Nei giorni scorsi il ministro dell’Istruzione, Stefania Giannini, si è congratulata con i “nostri ricercatori” per l’alto numero di borse di studio assegnate a ricercatori italiani nell’ambito dell’Erc Grant, un’importante bando europeo. La ricercatrice Roberta D’Alessandro le ha fatto notare che la maggior parte delle borse di studio assegnate a italiani (17 su 30) saranno spese in istituti stranieri, quindi l’Italia ha poco da festeggiare. «Ministra, la prego di non vantarsi dei miei risultati – scrive D’Alessandro –. La mia Erc e quella del collega Francesco Berto sono olandesi, non italiane. L’Italia non ci ha voluto, preferendoci, nei vari concorsi, persone che nella lista degli assegnatari dei fondi Erc non compaiono, né compariranno mai». Il messaggio si conclude con l’amara considerazione per cui in Italia, nonostante il gran parlare di meritocrazia negli ultimi anni, le persone valide ma prive di una rete di relazioni efficaci non riescono a farsi strada nella ricerca: «Vada a chiedere alla vincitrice del concorso per linguistica informatica al Politecnico di Milano (con dottorato in estetica, mentre io lavoravo in Microsoft), quante grant ha ottenuto. Vada a chiedere alle due vincitrici del concorso in linguistica inglese, senza dottorato, alla Statale di Milano, quanti fondi hanno ottenuto. Vada a chiedere alla vincitrice del concorso di linguistica inglese, specializzata in tedesco, che vinceva il concorso all’Aquila (mentre io lo vincevo a Cambridge, la settimana dopo) quanti fondi ha ottenuto. Sono i fondi di queste persone che le permetto di contare, non i miei».

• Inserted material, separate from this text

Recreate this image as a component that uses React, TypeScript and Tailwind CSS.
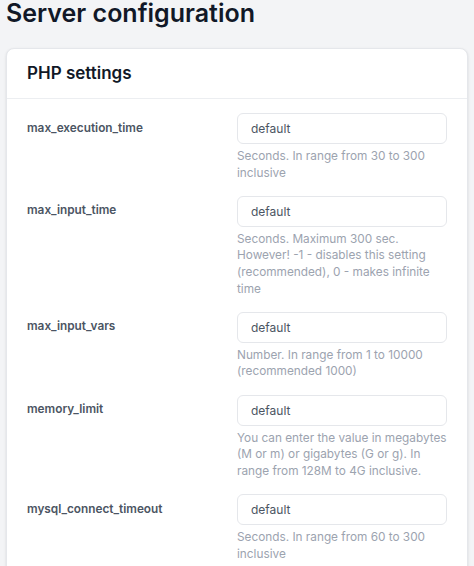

Il sito Uninews24 ha pubblicato un articolo in cui mette in luce un altro aspetto importante della vicenda, ossia la bilancia del bando europeo tra i ricercatori italiani che lasciano il Paese perché “spendere” la propria borsa all’estero e quelli stranieri che scelgono l’Italia per il proprio progetto. Questi ultimi sono pari a zero. Gli italiani che lasceranno il Paese per andare altrove, come detto, sono 17. Gli unici, tra i vincitori di questi bando, a scegliere l’Italia per fare ricerca sono i 13 italiani rimanenti. La cosa ha un peso particolare perché, nel caso dell’Erc, chi vince il bando ha un certo margine di libertà su dove andare: «Indipendentemente dalla sua sede di provenienza – spiega Uninews24 –, il ricercatore che vince il progetto è libero di andare a svolgerlo presso l’istituzione che ritene più consona portandosi appresso il suo “gruzzoletto” (come direbbe il nostro premier, che nel presentare le Cattedre Natta aveva chiaramente in mente questo modello)». Un confronto con altri Paesi è dunque significativo. Per esempio il Regno Unito vedrà 6 ricercatori andare all’estero, mentre 26 britannici resteranno nel Paese. A questi si aggiungono però ben 41 stranieri che hanno scelto l’Inghilterra come sede del proprio progetto.
Ciò conferma quanto si dice da tempo, ossia che siamo un Paese dal quale molte grandi menti preferiscono (o sono costrette a) fuggire. Come Marco Drago, ricercatore 33enne che ha contribuito alla rilevazione delle onde gravitazionali – una scoperta che si candida al prossimo Nobel per la fisica – che lavora ad Hannover. «Io vorrei tornare in Italia – ha dichiarato a La Stampa –. Sono partito all’estero un po’ per fare esperienza e un po’ perché in Italia non mi è stata data la possibilità di rimanere all’interno del campo delle onde gravitazionali. Ma mi piacerebbe ritornare nel mio Paese».
Si lascia l’Italia per diversi motivi: su tutti «l’assenza dei fondi di ricerca (solo 92 milioni per la ricerca di base negli ultimi tre anni), l’incertezza della carriera (le cosiddette Abilitazioni Scientifiche sono ferme da anni!) e nella retribuzione (i nostri docenti si sono visti congelare gli stipendi per ben 5 anni)». Per quanto quindi la politica sia molto rapida ed efficiente ad appropriarsi di meriti che non ha, la sua più grave pecca è quella di non saper ascoltare i ricercatori. Come fa notare Roberta D’Alessandro in un’intervista, si sta ignorando la voce di una massa critica che ha delle buone motivazioni per lamentarsi, e che rappresenta la maggioranza della ricerca italiana: «A me pare di vedere che i ricercatori non siano ascoltati. Non stanno protestando in dieci, ma quasi tutti: significa che non c’è comunicazione!». Già, nel governo c’è molta più presenza sui social network che disponibilità a incontrarsi intorno a un tavolo, ascoltare e discutere.